**DIRECTIONS**
From the entries provided below, copy each line that contains the word "styles".

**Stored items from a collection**
──────────
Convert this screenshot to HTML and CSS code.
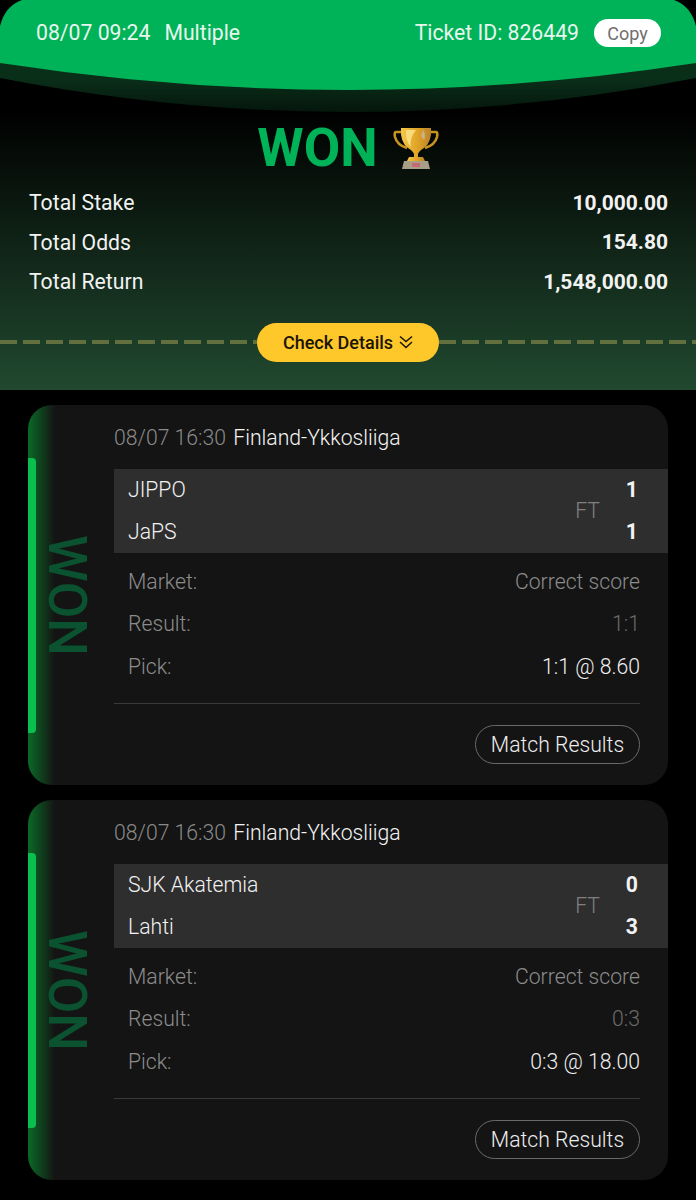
FILE: index.html
```html
<!DOCTYPE html>
<html lang="en">
<head>
<meta charset="UTF-8">
<meta name="viewport" content="width=device-width, initial-scale=1.0">
<title>Ticket 826449</title>
<link rel="stylesheet" href="styles.css">
</head>
<body>
<section class="summary">
  <svg class="arc" width="696" height="114" viewBox="0 0 696 114">
    <defs>
      <linearGradient id="arcShade" x1="0" y1="0" x2="0" y2="1">
        <stop offset="0.45" stop-color="#0a2f19"/>
        <stop offset="1" stop-color="#05160c"/>
      </linearGradient>
    </defs>
    <path d="M0 50 H696 V78 Q348 146 0 78 Z" fill="url(#arcShade)"/>
    <path d="M0 63 V26 Q5 6 22 0 H674 Q691 6 696 26 V63 Q520 90 348 90 Q176 90 0 63 Z" fill="#00b358"/>
  </svg>
  <header class="ticket-head">
    <div class="ticket-info">
      <span>08/07 09:24</span>
      <span>Multiple</span>
    </div>
    <div class="ticket-id">
      <span>Ticket ID: 826449</span>
      <button class="copy-btn">Copy</button>
    </div>
  </header>
  <h1 class="status">WON
    <svg class="trophy" width="46" height="43" viewBox="0 0 46 43">
      <defs>
        <linearGradient id="gold" x1="0" y1="0" x2="1" y2="0">
          <stop offset="0" stop-color="#f4c84a"/>
          <stop offset="0.55" stop-color="#e0a326"/>
          <stop offset="1" stop-color="#b9822a"/>
        </linearGradient>
      </defs>
      <path d="M11 5 H3 Q1 5 2 10 Q4 18 14 21 M35 5 H43 Q45 5 44 10 Q42 18 32 21" fill="none" stroke="#c9931f" stroke-width="2.6"/>
      <path d="M8 1 H38 Q39 15 31 21 Q26 24 25 27 V30 H21 V27 Q20 24 15 21 Q7 15 8 1 Z" fill="url(#gold)"/>
      <path d="M13 3 H23 Q16 11 18 20 Q12 14 13 3 Z" fill="#f8dc7a"/>
      <path d="M30 3 Q33 8 31 13 L28 9 Z" fill="#c9b48a"/>
      <path d="M16 30 H30 L32 34 H14 Z" fill="url(#gold)"/>
      <path d="M11 34 H35 L37 42 H9 Z" fill="#a99f86"/>
      <rect x="19" y="36" width="8" height="4" fill="#c56a74"/>
    </svg>
  </h1>
  <dl class="totals">
    <div class="total-row"><dt>Total Stake</dt><dd>10,000.00</dd></div>
    <div class="total-row"><dt>Total Odds</dt><dd>154.80</dd></div>
    <div class="total-row"><dt>Total Return</dt><dd>1,548,000.00</dd></div>
  </dl>
  <div class="details-row">
    <span class="dashes"></span>
    <button class="details-btn">Check Details
      <svg width="14" height="14" viewBox="0 0 14 14" fill="none" stroke="#1a1405" stroke-width="1.5">
        <path d="M1 1.5 L7 6.5 L13 1.5"/>
        <path d="M1 7 L7 12.5 L13 7"/>
      </svg>
    </button>
    <span class="dashes"></span>
  </div>
</section>

<main class="bets">
  <article class="bet">
    <div class="bet-side">
      <span class="bet-bar"></span>
      <span class="bet-won">WON</span>
    </div>
    <div class="bet-body">
      <div class="bet-title"><span class="bet-time">08/07 16:30</span> Finland-Ykkosliiga</div>
      <div class="teams">
        <div class="team-row"><span>JIPPO</span><b>1</b></div>
        <div class="team-row"><span>JaPS</span><b>1</b></div>
        <span class="ft">FT</span>
      </div>
      <div class="meta-row"><span>Market:</span><span>Correct score</span></div>
      <div class="meta-row"><span>Result:</span><span class="dim">1:1</span></div>
      <div class="meta-row"><span>Pick:</span><span class="pick">1:1 @ 8.60</span></div>
      <div class="bet-foot"><button class="results-btn">Match Results</button></div>
    </div>
  </article>

  <article class="bet">
    <div class="bet-side">
      <span class="bet-bar"></span>
      <span class="bet-won">WON</span>
    </div>
    <div class="bet-body">
      <div class="bet-title"><span class="bet-time">08/07 16:30</span> Finland-Ykkosliiga</div>
      <div class="teams">
        <div class="team-row"><span>SJK Akatemia</span><b>0</b></div>
        <div class="team-row"><span>Lahti</span><b>3</b></div>
        <span class="ft">FT</span>
      </div>
      <div class="meta-row"><span>Market:</span><span>Correct score</span></div>
      <div class="meta-row"><span>Result:</span><span class="dim">0:3</span></div>
      <div class="meta-row"><span>Pick:</span><span class="pick">0:3 @ 18.00</span></div>
      <div class="bet-foot"><button class="results-btn">Match Results</button></div>
    </div>
  </article>
</main>
</body>
</html>
```

FILE: styles.css
```css
* {
  box-sizing: border-box;
}

body {
  margin: 0;
  background-color: #000;
  color: #f2f2f2;
  font-family: Roboto, "Liberation Sans", sans-serif;
  font-size: 21.2px;
}

button {
  font-family: inherit;
}

.summary {
  position: relative;
  height: 390px;
  background: linear-gradient(#000 110px, #21492f 390px);
}

.arc {
  position: absolute;
  top: 0;
  left: 0;
}

.ticket-head {
  position: relative;
  display: flex;
  justify-content: space-between;
  align-items: center;
  height: 65px;
  padding: 0 35px 0 36px;
  color: #e8f6ee;
}

.ticket-info {
  display: flex;
  gap: 14px;
}

.ticket-id {
  display: flex;
  align-items: center;
  gap: 15px;
}

.copy-btn {
  width: 67px;
  height: 28px;
  margin-top: 1px;
  padding: 0;
  border: none;
  border-radius: 14px;
  background-color: #fff;
  color: #6f6f6f;
  font-size: 18px;
}

.status {
  position: relative;
  display: flex;
  justify-content: center;
  align-items: center;
  gap: 15px;
  margin: 50px 0 0;
  height: 66px;
  color: #00b358;
  font-size: 53px;
  font-weight: 700;
  line-height: 66px;
}

.totals {
  margin: 2px 28px 0 29px;
}

.total-row {
  display: flex;
  justify-content: space-between;
  align-items: center;
  height: 39.5px;
}

.total-row dt {
  font-weight: 400;
}

.total-row dd {
  margin: 0;
  font-size: 21px;
  font-weight: 700;
}

.details-row {
  display: flex;
  align-items: center;
  margin-top: 21px;
}

.dashes {
  flex: 1;
  height: 4px;
  background: repeating-linear-gradient(90deg, #62703f 0 17px, transparent 17px 23px);
}

.details-btn {
  display: flex;
  justify-content: center;
  align-items: center;
  gap: 6px;
  width: 182px;
  height: 39px;
  padding: 0;
  border: none;
  border-radius: 20px;
  background-color: #fec72a;
  color: #1a1405;
  font-size: 18px;
  font-weight: 500;
}

.bets {
  display: flex;
  flex-direction: column;
  gap: 15px;
  padding: 15px 28px 0;
}

.bet {
  display: flex;
  height: 380px;
  border-radius: 24px;
  overflow: hidden;
  background: linear-gradient(90deg, #0a6a26, #141414 27px);
}

.bet-side {
  display: flex;
  align-items: center;
  width: 86px;
  flex-shrink: 0;
}

.bet-bar {
  width: 8px;
  height: 275px;
  border-radius: 0 4px 4px 0;
  background-color: #0abf4e;
}

.bet-won {
  margin: 0 0 0 6px;
  writing-mode: vertical-rl;
  color: #0b5230;
  font-size: 53px;
  font-weight: 500;
  line-height: 50px;
}

.bet-body {
  flex: 1;
  padding: 18px 28px 0 0;
}

.bet-title {
  height: 30px;
  line-height: 30px;
  font-weight: 300;
  color: #f5f5f5;
}

.bet-time {
  color: #8a8a8a;
  margin-right: 2px;
}

.teams {
  position: relative;
  display: flow-root;
  margin: 16px -28px 7px 0;
  padding: 0 30px 0 14px;
  height: 84px;
  background-color: #2e2e2e;
}

.team-row {
  display: flex;
  justify-content: space-between;
  align-items: center;
  height: 42px;
  font-weight: 300;
}

.team-row:first-child {
  margin-top: -1px;
}

.team-row b {
  font-weight: 700;
}

.ft {
  position: absolute;
  right: 68px;
  top: 29px;
  color: #808080;
  font-weight: 300;
}

.meta-row {
  display: flex;
  justify-content: space-between;
  align-items: center;
  height: 42.5px;
  padding-left: 14px;
  color: #8c8c8c;
  font-weight: 300;
}

.meta-row .dim {
  color: #6b6b6b;
}

.meta-row .pick {
  color: #f0f0f0;
}

.bet-foot {
  display: flex;
  justify-content: flex-end;
  margin-top: 15px;
  padding-top: 21px;
  border-top: 1px solid #3a3a3a;
}

.results-btn {
  width: 165px;
  height: 39px;
  padding: 0;
  border: 1px solid #6a6a6a;
  border-radius: 20px;
  background: transparent;
  color: #eee;
  font-size: 21.2px;
  font-weight: 300;
}
```
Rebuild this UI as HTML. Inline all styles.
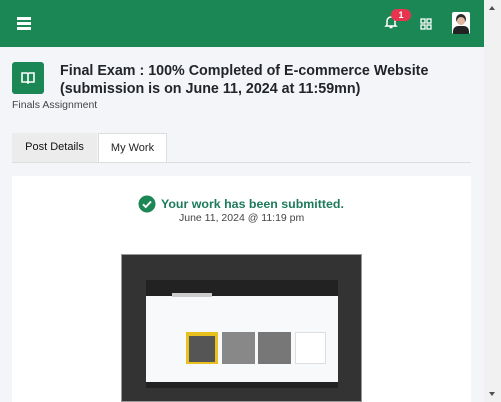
<!DOCTYPE html><html><head><style>
body{margin:0;width:501px;height:402px;overflow:hidden;background:#f4f5f9;font-family:"Liberation Sans",sans-serif;position:relative}
.hdr{position:absolute;left:0;top:0;width:484px;height:47px;background:#1a8754}
.sb{position:absolute;left:484px;top:0;width:17px;height:402px;background:#f1f1f1}
.thumb{position:absolute;left:486px;top:68px;width:13px;height:64px;background:#c1c1c1}
.a{position:absolute}
</style></head><body>
<div class="hdr">
 <div class="a" style="left:17px;top:17px;width:14px;height:3px;background:#fff;box-shadow:0 5px #fff,0 10px #fff"></div>
 <svg class="a" style="left:383px;top:14px" width="16" height="16" viewBox="0 0 16 16"><path d="M4 11V7a4 4 0 0 1 8 0v4l1 1H3z M6.5 13.5h3" fill="none" stroke="#fff" stroke-width="1.5"/></svg>
 <div class="a" style="left:391px;top:9px;width:20px;height:12px;border-radius:6px;background:#e8344e;color:#fff;font-size:9px;font-weight:bold;text-align:center;line-height:12px">1</div>
 <svg class="a" style="left:420px;top:18px" width="12" height="12" viewBox="0 0 12 12"><g fill="none" stroke="#fff" stroke-width="1.3"><rect x="1" y="1" width="4" height="4"/><rect x="7" y="1" width="4" height="4"/><rect x="1" y="7" width="4" height="4"/><rect x="7" y="7" width="4" height="4"/></g></svg>
 <div class="a" style="left:452px;top:12px;width:18px;height:22px;background:#fff;border-radius:2px;overflow:hidden"><div class="a" style="left:4px;top:2px;width:10px;height:10px;border-radius:5px;background:#2a2a2a"></div><div class="a" style="left:5px;top:5px;width:8px;height:8px;border-radius:4px;background:#e0b9a0"></div><div class="a" style="left:1px;top:14px;width:16px;height:10px;border-radius:5px 5px 0 0;background:#222"></div></div>
</div>
<div class="sb"><div class="thumb"></div><div class="a" style="left:5px;top:6px;border:3.5px solid transparent;border-bottom:4px solid #505050;border-top:0"></div><div class="a" style="left:5px;top:392px;border:3.5px solid transparent;border-top:4px solid #505050;border-bottom:0"></div></div>
<div class="a" style="left:12px;top:62px;width:32px;height:32px;background:#1a8754;border-radius:3px"><svg class="a" style="left:9px;top:10px" width="14" height="12" viewBox="0 0 14 12"><path d="M1 1h5l1 1 1-1h5v9H8l-1 1-1-1H1z M7 2v9" fill="none" stroke="#fff" stroke-width="1.6"/></svg></div>
<div class="a" style="left:60px;top:62px;font-size:14.3px;font-weight:bold;color:#212529;line-height:18px">Final Exam : 100% Completed of E-commerce Website<br>(submission is on June 11, 2024 at 11:59mn)</div>
<div class="a" style="left:12px;top:99px;font-size:10.5px;color:#444">Finals Assignment</div>
<div class="a" style="left:12px;top:133px;width:85px;height:29px;background:#ececec;font-size:11px;color:#111;text-align:center;line-height:28px">Post Details</div>
<div class="a" style="left:98px;top:133px;width:69px;height:30px;background:#fff;border:1px solid #ddd;border-bottom:0;box-sizing:border-box;font-size:11px;color:#222;text-align:center;line-height:28px">My Work</div>
<div class="a" style="left:12px;top:162px;width:459px;height:1px;background:#ddd"></div>
<div class="a" style="left:12px;top:176px;width:459px;height:226px;background:#fff"></div>
<svg class="a" style="left:138px;top:195px" width="18" height="18" viewBox="0 0 18 18"><circle cx="9" cy="9" r="8.5" fill="#1a8754"/><path d="M5 9.3l2.8 2.7L13 6.5" fill="none" stroke="#fff" stroke-width="2"/></svg>
<div class="a" style="left:161px;top:197px;font-size:12.4px;font-weight:bold;color:#1d7a5c">Your work has been submitted.</div>
<div class="a" style="left:179px;top:212px;font-size:10.5px;color:#444">June 11, 2024 @ 11:19 pm</div>
<div class="a" style="left:121px;top:254px;width:241px;height:148px;background:#333;border:1px solid #999;box-sizing:border-box"></div>
<div class="a" style="left:146px;top:280px;width:192px;height:108px;background:#f8f9fb">
 <div class="a" style="left:0;top:0;width:192px;height:16px;background:#222"></div>
 <div class="a" style="left:0;top:102px;width:192px;height:6px;background:#222"></div>
 <div class="a" style="left:26px;top:13px;width:40px;height:4px;background:#ccc"></div>
 <div class="a" style="left:40px;top:52px;width:32px;height:32px;background:#e8c020"></div>
 <div class="a" style="left:43px;top:56px;width:26px;height:26px;background:#555"></div>
 <div class="a" style="left:76px;top:52px;width:33px;height:32px;background:#888"></div>
 <div class="a" style="left:112px;top:52px;width:33px;height:32px;background:#777"></div>
 <div class="a" style="left:149px;top:52px;width:31px;height:32px;background:#fff;border:1px solid #ddd;box-sizing:border-box"></div>
</div>
</body></html>
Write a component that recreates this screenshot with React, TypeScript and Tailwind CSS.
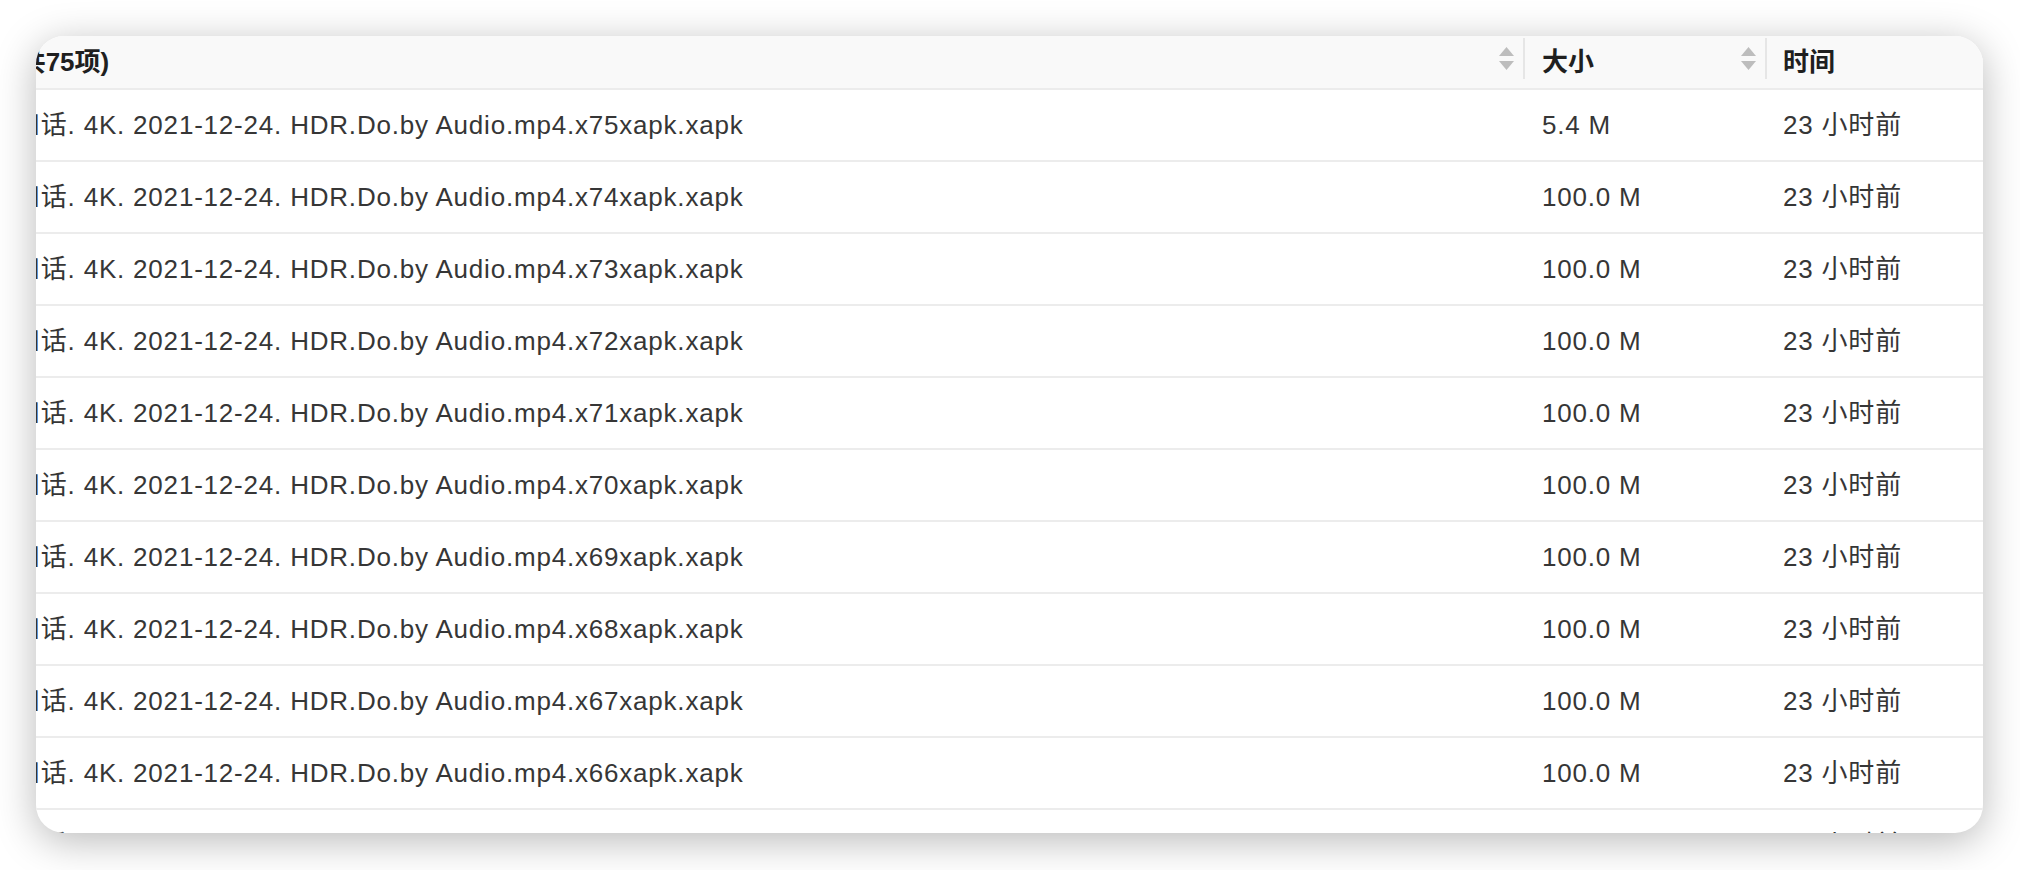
const files = Array.from({ length: 11 }, (_, i) => ({
  name: `和话. 4K. 2021-12-24. HDR.Do.by Audio.mp4.x${75 - i}xapk.xapk`,
  size: i === 0 ? '5.4 M' : '100.0 M',
  time: '23 小时前',
}));

function SortIcon() {
  return (
    <svg width="15" height="24" viewBox="0 0 15 24" className="mb-[6px] shrink-0">
      <path d="M7.5 0 L15 9 L0 9 Z" fill="#bdbdbd" />
      <path d="M0 14 L15 14 L7.5 23 Z" fill="#bdbdbd" />
    </svg>
  );
}

export default function App() {
  return (
    <div
      className="w-[2020px] h-[870px] bg-white pt-[36px] pl-[36px]"
      style={{ fontFamily: '"Liberation Sans", "Noto Sans CJK SC", sans-serif' }}
    >
      <div className="w-[1947px] h-[797px] bg-white rounded-[28px] overflow-hidden shadow-[0_8px_40px_rgba(0,0,0,0.28)] flex flex-col">
        {/* header */}
        <div className="flex h-[54px] shrink-0 bg-[#f9f9f9] border-b-2 border-[#ececec] text-[26px] font-semibold text-[#1f1f1f]">
          <div className="w-[1487px] flex items-center justify-between pr-[9px] overflow-hidden whitespace-nowrap">
            <span className="inline-block -ml-[25px]">(共75项)</span>
            <SortIcon />
          </div>
          <div className="w-[2px] h-[41px] mt-[2px] bg-[#e6e6e6]" />
          <div className="w-[240px] flex items-center justify-between pl-[17px] pr-[9px]">
            <span>大小</span>
            <SortIcon />
          </div>
          <div className="w-[2px] h-[41px] mt-[2px] bg-[#e6e6e6]" />
          <div className="flex-1 flex items-center pl-[16px]">
            <span>时间</span>
          </div>
        </div>

        {/* rows */}
        {files.map((f, i) => (
          <div
            key={i}
            className="flex h-[72px] shrink-0 border-b-2 border-[#ececec] text-[26px] text-[#363636] tracking-[0.8px]"
          >
            <div className="w-[1489px] flex items-center overflow-hidden whitespace-nowrap">
              <span className="inline-block -ml-[22px]">{f.name}</span>
            </div>
            <div className="w-[242px] flex items-center pl-[17px]">{f.size}</div>
            <div className="flex-1 flex items-center pl-[16px]">{f.time}</div>
          </div>
        ))}
      </div>
    </div>
  );
}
──────────
**RESPONSE FOR THIS EXERCISE**
<link rel="stylesheet" href="styles.css">
FILE: styles.css
Rebuild this UI as HTML. Inline all styles.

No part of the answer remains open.